Your objective
Copy out the lines that include the word "Write".
-------- Provided records
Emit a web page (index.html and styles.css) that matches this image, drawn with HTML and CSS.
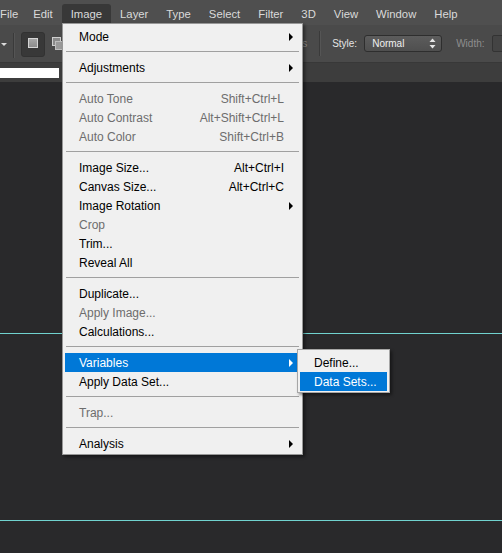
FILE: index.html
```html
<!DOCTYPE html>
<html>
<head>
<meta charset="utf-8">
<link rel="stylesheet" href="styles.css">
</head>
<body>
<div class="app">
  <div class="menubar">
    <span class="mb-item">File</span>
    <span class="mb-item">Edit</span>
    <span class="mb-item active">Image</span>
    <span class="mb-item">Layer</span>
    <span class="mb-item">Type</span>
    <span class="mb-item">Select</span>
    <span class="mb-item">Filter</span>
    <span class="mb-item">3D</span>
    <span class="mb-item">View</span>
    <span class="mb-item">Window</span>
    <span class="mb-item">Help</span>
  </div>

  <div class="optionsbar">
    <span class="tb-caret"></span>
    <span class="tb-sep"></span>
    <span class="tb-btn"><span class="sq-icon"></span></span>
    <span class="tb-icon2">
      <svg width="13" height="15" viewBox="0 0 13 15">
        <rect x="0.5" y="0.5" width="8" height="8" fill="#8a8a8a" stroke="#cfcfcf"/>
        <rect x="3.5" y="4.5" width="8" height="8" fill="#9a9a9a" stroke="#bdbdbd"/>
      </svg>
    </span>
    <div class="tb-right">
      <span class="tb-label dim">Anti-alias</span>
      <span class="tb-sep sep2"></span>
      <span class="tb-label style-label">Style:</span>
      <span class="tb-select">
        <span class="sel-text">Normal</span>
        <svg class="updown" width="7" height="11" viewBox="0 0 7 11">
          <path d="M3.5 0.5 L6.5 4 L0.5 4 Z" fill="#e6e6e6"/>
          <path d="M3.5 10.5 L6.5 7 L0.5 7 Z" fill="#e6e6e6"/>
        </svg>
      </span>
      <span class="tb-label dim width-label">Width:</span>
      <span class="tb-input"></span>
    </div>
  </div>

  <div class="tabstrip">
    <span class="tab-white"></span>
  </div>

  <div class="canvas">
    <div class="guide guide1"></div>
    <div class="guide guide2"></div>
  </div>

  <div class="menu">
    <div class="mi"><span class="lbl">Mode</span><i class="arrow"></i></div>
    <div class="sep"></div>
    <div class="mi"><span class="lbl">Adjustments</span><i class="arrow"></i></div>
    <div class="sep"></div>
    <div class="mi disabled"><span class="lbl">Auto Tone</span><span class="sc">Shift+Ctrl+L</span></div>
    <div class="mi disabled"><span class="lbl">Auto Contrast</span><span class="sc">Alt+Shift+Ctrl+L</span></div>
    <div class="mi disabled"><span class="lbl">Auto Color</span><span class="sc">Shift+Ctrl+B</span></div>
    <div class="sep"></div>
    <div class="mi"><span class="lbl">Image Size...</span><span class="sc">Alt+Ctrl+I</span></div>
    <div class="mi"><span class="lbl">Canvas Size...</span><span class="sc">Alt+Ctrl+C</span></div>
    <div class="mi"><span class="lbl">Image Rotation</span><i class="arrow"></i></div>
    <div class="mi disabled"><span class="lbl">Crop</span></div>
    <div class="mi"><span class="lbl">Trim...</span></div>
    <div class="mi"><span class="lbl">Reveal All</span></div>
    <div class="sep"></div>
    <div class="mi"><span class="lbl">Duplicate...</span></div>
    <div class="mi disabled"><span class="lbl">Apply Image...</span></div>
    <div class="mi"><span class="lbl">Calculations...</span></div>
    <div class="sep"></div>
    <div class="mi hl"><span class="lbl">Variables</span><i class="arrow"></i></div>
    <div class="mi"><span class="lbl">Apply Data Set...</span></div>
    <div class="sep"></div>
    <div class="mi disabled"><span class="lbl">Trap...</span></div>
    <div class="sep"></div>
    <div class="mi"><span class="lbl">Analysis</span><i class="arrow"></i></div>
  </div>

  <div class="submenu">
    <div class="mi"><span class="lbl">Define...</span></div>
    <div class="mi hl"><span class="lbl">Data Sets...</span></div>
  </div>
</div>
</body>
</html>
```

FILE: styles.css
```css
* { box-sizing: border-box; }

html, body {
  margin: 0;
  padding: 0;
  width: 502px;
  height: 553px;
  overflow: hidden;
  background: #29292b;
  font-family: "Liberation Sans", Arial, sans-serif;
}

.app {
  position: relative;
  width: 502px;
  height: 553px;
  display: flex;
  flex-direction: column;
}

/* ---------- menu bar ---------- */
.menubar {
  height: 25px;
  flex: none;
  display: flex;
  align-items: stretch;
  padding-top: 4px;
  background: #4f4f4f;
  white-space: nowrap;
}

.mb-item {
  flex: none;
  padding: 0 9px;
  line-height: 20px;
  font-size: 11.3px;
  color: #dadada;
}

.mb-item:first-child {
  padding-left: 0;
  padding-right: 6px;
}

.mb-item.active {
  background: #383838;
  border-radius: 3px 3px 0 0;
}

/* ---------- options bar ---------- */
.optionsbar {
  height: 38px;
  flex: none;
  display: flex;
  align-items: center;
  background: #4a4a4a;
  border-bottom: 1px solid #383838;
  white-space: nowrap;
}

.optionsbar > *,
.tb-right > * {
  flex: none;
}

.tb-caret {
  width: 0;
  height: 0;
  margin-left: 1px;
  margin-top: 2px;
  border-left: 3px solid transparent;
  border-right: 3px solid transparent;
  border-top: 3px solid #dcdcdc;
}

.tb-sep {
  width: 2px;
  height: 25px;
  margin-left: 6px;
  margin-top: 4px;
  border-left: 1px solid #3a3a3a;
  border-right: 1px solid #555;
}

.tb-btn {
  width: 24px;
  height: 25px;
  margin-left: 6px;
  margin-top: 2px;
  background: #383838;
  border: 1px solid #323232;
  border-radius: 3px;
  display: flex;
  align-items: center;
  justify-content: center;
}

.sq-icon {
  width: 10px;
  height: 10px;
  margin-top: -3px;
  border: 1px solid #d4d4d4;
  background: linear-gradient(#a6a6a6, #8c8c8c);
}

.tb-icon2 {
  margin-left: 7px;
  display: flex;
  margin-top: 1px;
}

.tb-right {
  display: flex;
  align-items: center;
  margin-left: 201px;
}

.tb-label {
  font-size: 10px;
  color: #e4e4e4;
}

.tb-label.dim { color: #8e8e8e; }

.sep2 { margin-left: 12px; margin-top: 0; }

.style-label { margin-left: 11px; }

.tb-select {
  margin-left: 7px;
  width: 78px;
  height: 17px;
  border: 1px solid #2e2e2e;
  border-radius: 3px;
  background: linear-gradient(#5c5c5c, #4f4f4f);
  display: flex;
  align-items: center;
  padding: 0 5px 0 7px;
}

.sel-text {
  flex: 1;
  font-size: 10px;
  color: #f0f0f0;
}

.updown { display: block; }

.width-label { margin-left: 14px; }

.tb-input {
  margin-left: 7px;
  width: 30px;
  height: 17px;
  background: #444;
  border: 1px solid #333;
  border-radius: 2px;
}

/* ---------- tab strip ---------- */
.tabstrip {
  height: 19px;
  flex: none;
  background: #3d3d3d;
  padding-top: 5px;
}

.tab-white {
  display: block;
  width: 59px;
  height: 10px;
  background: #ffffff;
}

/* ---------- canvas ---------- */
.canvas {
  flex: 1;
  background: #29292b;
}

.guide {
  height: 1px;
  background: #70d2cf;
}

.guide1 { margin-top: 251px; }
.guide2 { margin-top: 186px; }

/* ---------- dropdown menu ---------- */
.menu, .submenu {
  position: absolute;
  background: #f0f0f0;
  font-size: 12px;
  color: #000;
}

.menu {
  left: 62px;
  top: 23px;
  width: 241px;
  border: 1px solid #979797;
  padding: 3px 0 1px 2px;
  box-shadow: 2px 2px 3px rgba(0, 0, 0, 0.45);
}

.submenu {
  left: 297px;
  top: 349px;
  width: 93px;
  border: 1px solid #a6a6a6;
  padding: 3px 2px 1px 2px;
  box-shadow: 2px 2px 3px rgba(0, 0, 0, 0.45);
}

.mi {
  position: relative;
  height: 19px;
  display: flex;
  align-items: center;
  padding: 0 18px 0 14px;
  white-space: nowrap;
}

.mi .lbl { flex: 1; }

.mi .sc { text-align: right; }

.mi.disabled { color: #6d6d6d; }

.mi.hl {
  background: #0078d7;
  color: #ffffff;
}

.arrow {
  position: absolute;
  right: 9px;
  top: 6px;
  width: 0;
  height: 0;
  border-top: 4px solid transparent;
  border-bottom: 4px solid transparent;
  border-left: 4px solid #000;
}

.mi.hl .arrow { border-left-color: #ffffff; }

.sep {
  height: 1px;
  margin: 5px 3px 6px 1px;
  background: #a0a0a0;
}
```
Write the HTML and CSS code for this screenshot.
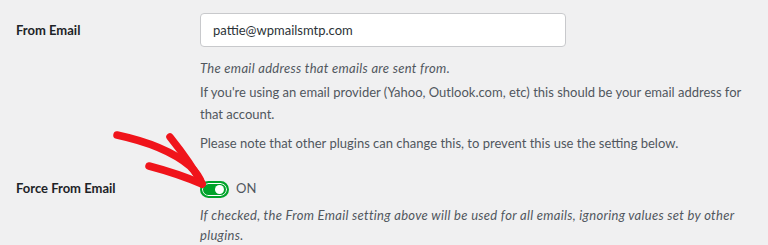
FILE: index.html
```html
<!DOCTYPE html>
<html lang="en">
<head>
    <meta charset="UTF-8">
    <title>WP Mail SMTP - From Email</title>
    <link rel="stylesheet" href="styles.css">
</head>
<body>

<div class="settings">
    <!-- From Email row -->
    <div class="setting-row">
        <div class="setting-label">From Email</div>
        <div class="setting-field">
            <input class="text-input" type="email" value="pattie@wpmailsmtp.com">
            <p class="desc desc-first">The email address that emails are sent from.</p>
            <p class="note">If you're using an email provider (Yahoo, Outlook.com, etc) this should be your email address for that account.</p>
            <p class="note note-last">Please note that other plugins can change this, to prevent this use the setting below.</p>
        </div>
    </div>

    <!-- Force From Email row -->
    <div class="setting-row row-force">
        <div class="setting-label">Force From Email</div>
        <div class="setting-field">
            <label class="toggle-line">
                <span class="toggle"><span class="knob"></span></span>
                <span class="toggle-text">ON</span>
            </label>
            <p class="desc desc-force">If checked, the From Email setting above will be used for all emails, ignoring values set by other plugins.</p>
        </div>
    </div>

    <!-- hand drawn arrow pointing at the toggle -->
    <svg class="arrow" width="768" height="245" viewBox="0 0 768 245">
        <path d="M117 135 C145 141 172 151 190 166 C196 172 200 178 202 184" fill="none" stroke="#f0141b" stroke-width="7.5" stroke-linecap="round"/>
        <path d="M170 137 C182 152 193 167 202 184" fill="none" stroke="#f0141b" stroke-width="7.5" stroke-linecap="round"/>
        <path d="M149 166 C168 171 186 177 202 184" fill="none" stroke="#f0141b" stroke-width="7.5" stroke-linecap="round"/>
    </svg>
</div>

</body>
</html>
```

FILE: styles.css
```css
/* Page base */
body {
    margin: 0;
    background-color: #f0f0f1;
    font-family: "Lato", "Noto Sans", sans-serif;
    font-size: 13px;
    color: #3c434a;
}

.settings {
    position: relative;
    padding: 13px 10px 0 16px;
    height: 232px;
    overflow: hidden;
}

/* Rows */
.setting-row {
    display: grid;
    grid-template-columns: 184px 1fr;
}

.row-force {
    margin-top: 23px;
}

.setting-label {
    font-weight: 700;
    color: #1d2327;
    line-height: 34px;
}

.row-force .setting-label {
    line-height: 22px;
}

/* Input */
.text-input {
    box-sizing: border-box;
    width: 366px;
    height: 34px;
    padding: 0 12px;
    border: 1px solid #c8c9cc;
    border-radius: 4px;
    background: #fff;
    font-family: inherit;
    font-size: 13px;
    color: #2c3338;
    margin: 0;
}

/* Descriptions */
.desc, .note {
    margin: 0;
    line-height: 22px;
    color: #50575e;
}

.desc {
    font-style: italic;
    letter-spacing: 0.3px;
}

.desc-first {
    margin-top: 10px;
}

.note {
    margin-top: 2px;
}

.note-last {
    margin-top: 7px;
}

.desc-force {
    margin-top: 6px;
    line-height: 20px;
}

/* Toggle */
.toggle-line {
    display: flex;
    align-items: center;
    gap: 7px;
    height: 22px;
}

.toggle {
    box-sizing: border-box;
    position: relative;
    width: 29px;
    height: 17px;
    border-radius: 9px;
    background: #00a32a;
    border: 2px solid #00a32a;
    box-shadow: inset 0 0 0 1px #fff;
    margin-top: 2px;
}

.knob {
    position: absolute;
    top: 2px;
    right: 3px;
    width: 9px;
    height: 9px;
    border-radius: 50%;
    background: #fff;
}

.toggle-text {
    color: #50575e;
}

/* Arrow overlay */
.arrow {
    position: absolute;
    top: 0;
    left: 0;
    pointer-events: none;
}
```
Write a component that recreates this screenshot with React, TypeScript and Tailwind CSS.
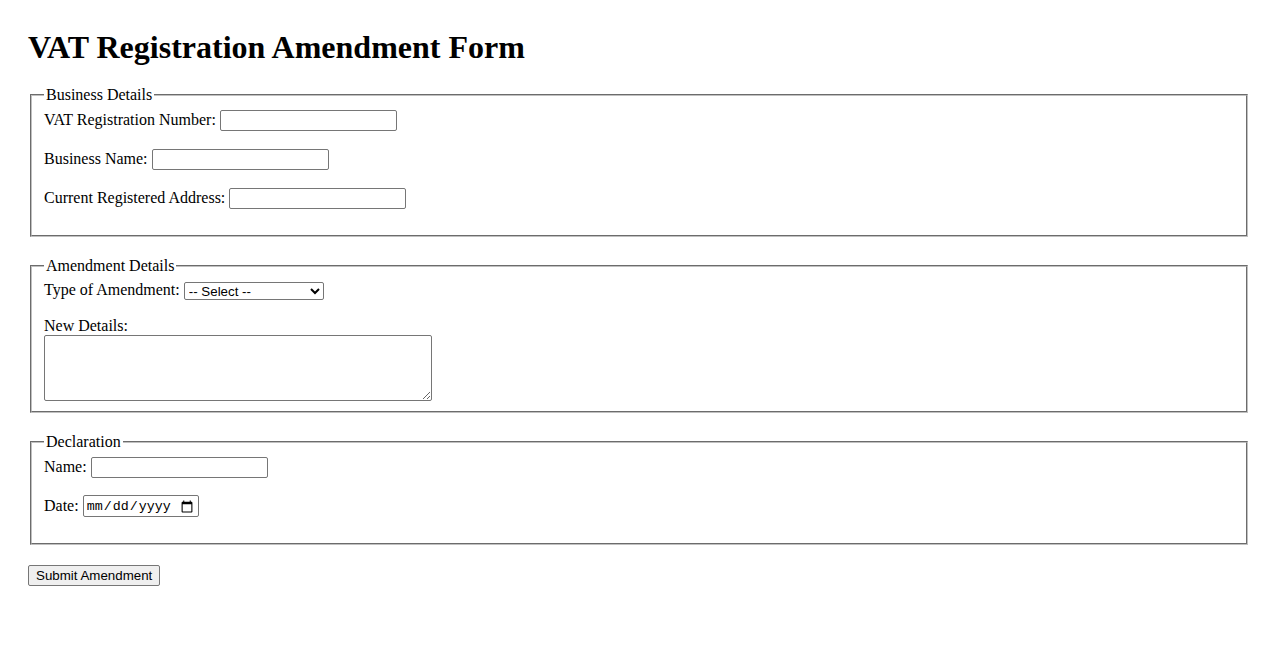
----------------
Task answer
Write the HTML and CSS code for this screenshot.
Write a component that recreates this screenshot with React, TypeScript and Tailwind CSS.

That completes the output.